Brown pelicans sit on their nests on Rabbit Island, the only brown pelican colony in Southwest Louisiana. The eggs are expected to hatch later this spring  [ Credit: Jim Smilie]

“Rabbit Island served as a valuable resource for natural resource trustees as it provided a safe location to release rehabilitated birds in relation to the Deepwater Horizon oil spill. However, the island had been experiencing long-standing issues in relation to sea level rise and erosion which were further magnified by marine traffic within the adjacent Calcasieu Ship Channel,” Wiebe explained. “Collectively, these factors had resulted in an over 50 percent annual loss due to nest inundation. Given preferential nesting habitat is considered a principal limiting factor in the restoration, conservation and management of brown pelican and other colonial waterbirds impacted by the spill, Trustees prioritized the island’s restoration, which was completed in 2020. “

Wiebe added that following island completion, Trustees began to document many of the same factors that degraded Rabbit Island again causing marketable damage. Significant erosion was documented along sections of the island’s earthen containment; a structure designed to facilitate restoration activities as well as support protection against colonial waterbird nest inundation. “Clearly something needed to be done and, the Trustees partnered with the restoration community to identify and implement a timely and effective solution,” Wiebe said. “Ultimately, it was determined that the most effective means was the installation of a shoreline protection feature; a proven concept that had been recently installed along several miles of adjacent shoreline within Calcasieu Lake’s West Cove by The Nature Conservancy.”

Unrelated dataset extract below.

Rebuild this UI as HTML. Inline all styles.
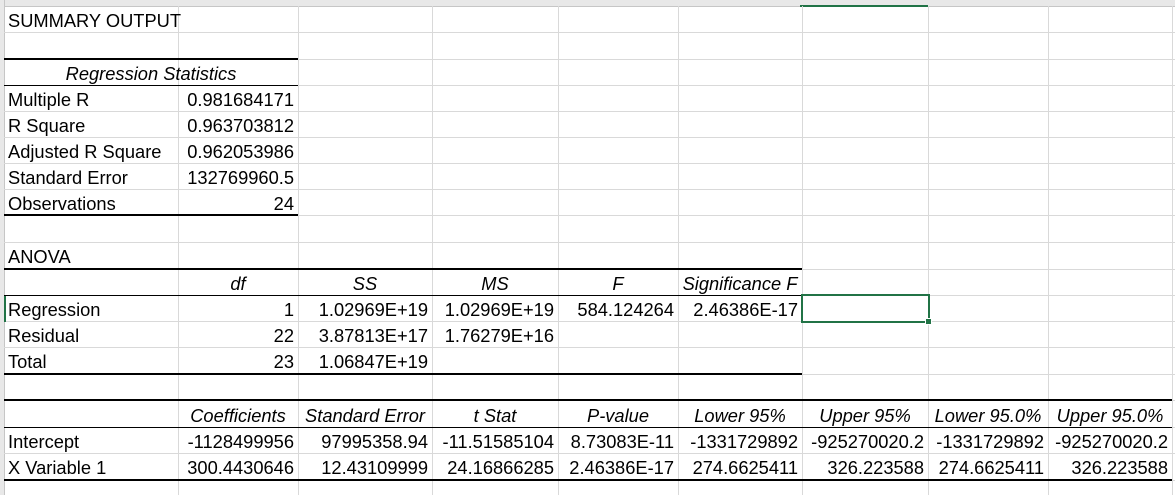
<!DOCTYPE html>
<html><head><meta charset="utf-8"><style>
body{margin:0;width:1175px;height:495px;overflow:hidden;background:#fff;font-family:"Liberation Sans",sans-serif;font-size:18.3px;color:#000;position:relative}
.vl{position:absolute;top:6px;bottom:0;width:1px;background:#d9d9d9}
.hl{position:absolute;left:4px;right:0;height:1px;background:#d9d9d9}
.b{position:absolute;background:#000}
.t{position:absolute;height:26px;line-height:29px;white-space:nowrap;letter-spacing:0}
.r{text-align:right}.c{text-align:center}.i{font-style:italic}
</style></head><body>
<div style="position:absolute;left:0;top:0;width:1175px;height:6px;background:#e8e8e8;border-bottom:1px solid #c6c6c6"></div>
<div style="position:absolute;left:0;top:0;width:4px;height:495px;background:#e8e8e8;border-right:1px solid #c6c6c6"></div>
<div style="position:absolute;left:800px;top:0;width:128px;height:5px;border-bottom:2px solid #217346"></div>
<div class="vl" style="left:178px"></div><div class="vl" style="left:298px"></div><div class="vl" style="left:432px"></div><div class="vl" style="left:558px"></div><div class="vl" style="left:678px"></div><div class="vl" style="left:802px"></div><div class="vl" style="left:928px"></div><div class="vl" style="left:1048px"></div><div class="vl" style="left:1172px"></div>
<div class="hl" style="top:32px"></div><div class="hl" style="top:59px"></div><div class="hl" style="top:85px"></div><div class="hl" style="top:111px"></div><div class="hl" style="top:137px"></div><div class="hl" style="top:163px"></div><div class="hl" style="top:189px"></div><div class="hl" style="top:215px"></div><div class="hl" style="top:242px"></div><div class="hl" style="top:269px"></div><div class="hl" style="top:295px"></div><div class="hl" style="top:321px"></div><div class="hl" style="top:347px"></div><div class="hl" style="top:374px"></div><div class="hl" style="top:400px"></div><div class="hl" style="top:427px"></div><div class="hl" style="top:453px"></div><div class="hl" style="top:480px"></div>
<div class="b" style="left:4px;width:294px;top:58px;height:2px"></div>
<div class="b" style="left:4px;width:294px;top:85px;height:1px"></div>
<div class="b" style="left:4px;width:294px;top:214px;height:2px"></div>
<div class="b" style="left:4px;width:798px;top:268px;height:2px"></div>
<div class="b" style="left:4px;width:798px;top:295px;height:1px"></div>
<div class="b" style="left:4px;width:798px;top:373px;height:2px"></div>
<div class="b" style="left:4px;width:1168px;top:399px;height:2px"></div>
<div class="b" style="left:4px;width:1168px;top:427px;height:1px"></div>
<div class="b" style="left:4px;width:1168px;top:479px;height:2px"></div>
<div style="position:absolute;left:801px;top:294px;width:125px;height:25px;border:2px solid #217346"></div>
<div style="position:absolute;left:925px;top:318px;width:5px;height:5px;background:#217346;border:1px solid #fff"></div>
<div style="position:absolute;left:4px;top:296px;width:2px;height:26px;background:#217346"></div>

<div class="t" style="left:8px;top:6px">SUMMARY OUTPUT</div>
<div class="t c i" style="left:4px;width:294px;top:59px">Regression Statistics</div>
<div class="t" style="left:8px;top:85px">Multiple R</div><div class="t r" style="left:178px;width:116px;top:85px">0.981684171</div>
<div class="t" style="left:8px;top:111px">R Square</div><div class="t r" style="left:178px;width:116px;top:111px">0.963703812</div>
<div class="t" style="left:8px;top:137px">Adjusted R Square</div><div class="t r" style="left:178px;width:116px;top:137px">0.962053986</div>
<div class="t" style="left:8px;top:163px">Standard Error</div><div class="t r" style="left:178px;width:116px;top:163px">132769960.5</div>
<div class="t" style="left:8px;top:189px">Observations</div><div class="t r" style="left:178px;width:116px;top:189px">24</div>

<div class="t" style="left:8px;top:242px">ANOVA</div>
<div class="t c i" style="left:178px;width:120px;top:269px">df</div>
<div class="t c i" style="left:298px;width:134px;top:269px">SS</div>
<div class="t c i" style="left:432px;width:126px;top:269px">MS</div>
<div class="t c i" style="left:558px;width:120px;top:269px">F</div>
<div class="t c i" style="left:678px;width:124px;top:269px">Significance F</div>
<div class="t" style="left:8px;top:295px">Regression</div><div class="t r" style="left:178px;width:116px;top:295px">1</div><div class="t r" style="left:298px;width:130px;top:295px">1.02969E+19</div><div class="t r" style="left:432px;width:122px;top:295px">1.02969E+19</div><div class="t r" style="left:558px;width:116px;top:295px">584.124264</div><div class="t r" style="left:678px;width:120px;top:295px">2.46386E-17</div>
<div class="t" style="left:8px;top:321px">Residual</div><div class="t r" style="left:178px;width:116px;top:321px">22</div><div class="t r" style="left:298px;width:130px;top:321px">3.87813E+17</div><div class="t r" style="left:432px;width:122px;top:321px">1.76279E+16</div>
<div class="t" style="left:8px;top:347px">Total</div><div class="t r" style="left:178px;width:116px;top:347px">23</div><div class="t r" style="left:298px;width:130px;top:347px">1.06847E+19</div>

<div class="t c i" style="left:178px;width:120px;top:401px">Coefficients</div>
<div class="t c i" style="left:298px;width:134px;top:401px">Standard Error</div>
<div class="t c i" style="left:432px;width:126px;top:401px">t Stat</div>
<div class="t c i" style="left:558px;width:120px;top:401px">P-value</div>
<div class="t c i" style="left:678px;width:124px;top:401px">Lower 95%</div>
<div class="t c i" style="left:802px;width:126px;top:401px">Upper 95%</div>
<div class="t c i" style="left:928px;width:120px;top:401px">Lower 95.0%</div>
<div class="t c i" style="left:1048px;width:124px;top:401px">Upper 95.0%</div>
<div class="t" style="left:8px;top:427px">Intercept</div><div class="t r" style="left:178px;width:116px;top:427px">-1128499956</div><div class="t r" style="left:298px;width:130px;top:427px">97995358.94</div><div class="t r" style="left:432px;width:122px;top:427px">-11.51585104</div><div class="t r" style="left:558px;width:116px;top:427px">8.73083E-11</div><div class="t r" style="left:678px;width:120px;top:427px">-1331729892</div><div class="t r" style="left:802px;width:122px;top:427px">-925270020.2</div><div class="t r" style="left:928px;width:116px;top:427px">-1331729892</div><div class="t r" style="left:1048px;width:120px;top:427px">-925270020.2</div>
<div class="t" style="left:8px;top:453px">X Variable 1</div><div class="t r" style="left:178px;width:116px;top:453px">300.4430646</div><div class="t r" style="left:298px;width:130px;top:453px">12.43109999</div><div class="t r" style="left:432px;width:122px;top:453px">24.16866285</div><div class="t r" style="left:558px;width:116px;top:453px">2.46386E-17</div><div class="t r" style="left:678px;width:120px;top:453px">274.6625411</div><div class="t r" style="left:802px;width:122px;top:453px">326.223588</div><div class="t r" style="left:928px;width:116px;top:453px">274.6625411</div><div class="t r" style="left:1048px;width:120px;top:453px">326.223588</div>
</body></html>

The shoreline protection system put in place along the northeastern edge of the island consists of 810 large wire-mesh gabion baskets filled with limestone rock. “The rocks attenuate the wave action, leaving smooth water along the shore,” Wiebe said. “Over time, we expect silt to build on the island side of the structure and vegetation to get established. In addition to reducing erosion and increasing vegetation, oysters can attach to the baskets, creating an artificial oyster reef.”

The shoreline protection system was constructed by the Louisiana Trustees, an agency formed to assist with oil spill recovery efforts along the coast of the Gulf of Mexico, with additional support provided by The Nature Conservancy (TNC) and Cheniere Energy, LLC. TNC provided advice on design of the gabion baskets while Cheniere Energy provided $120,000 for the materials to build the gabion baskets; a donation that was facilitated by the Louisiana Wildlife and Fisheries Foundation.

In addition to the benefits for the nesting waterbirds on the island, officials expect this project to generate direct benefits for the state’s Tier 1 public oyster reef located around the island. Tier 1 oyster areas are ecologically sensitive, publicly owned, highly productive and have little or no oil and gas activity.

The restoration project began in 2020. At that time, the island had lost 89 acres of landmass, or 35 percent of its area, with the majority of the island’s 200-acres being exposed to open water. Sediment from the Calcasieu Ship Channel was used to restore the elevation of the island, restoring 102 acres of nesting bird habitat. In addition, more than 65,000 plants were installed, including smooth cordgrass, matrimony vine, groundsel bush and marsh elder. Finally, the shoreline protection system was put in place.

Walking around the nesting areas, Wiebe said the increased vegetation was critical to the various bird species that visit the island, including brown and white pelicans, egrets, herons, ibis, terns, gulls and other water birds.

Hundreds of brown pelicans were observed nesting over recently laid eggs. The chicks are expected to hatch later this spring.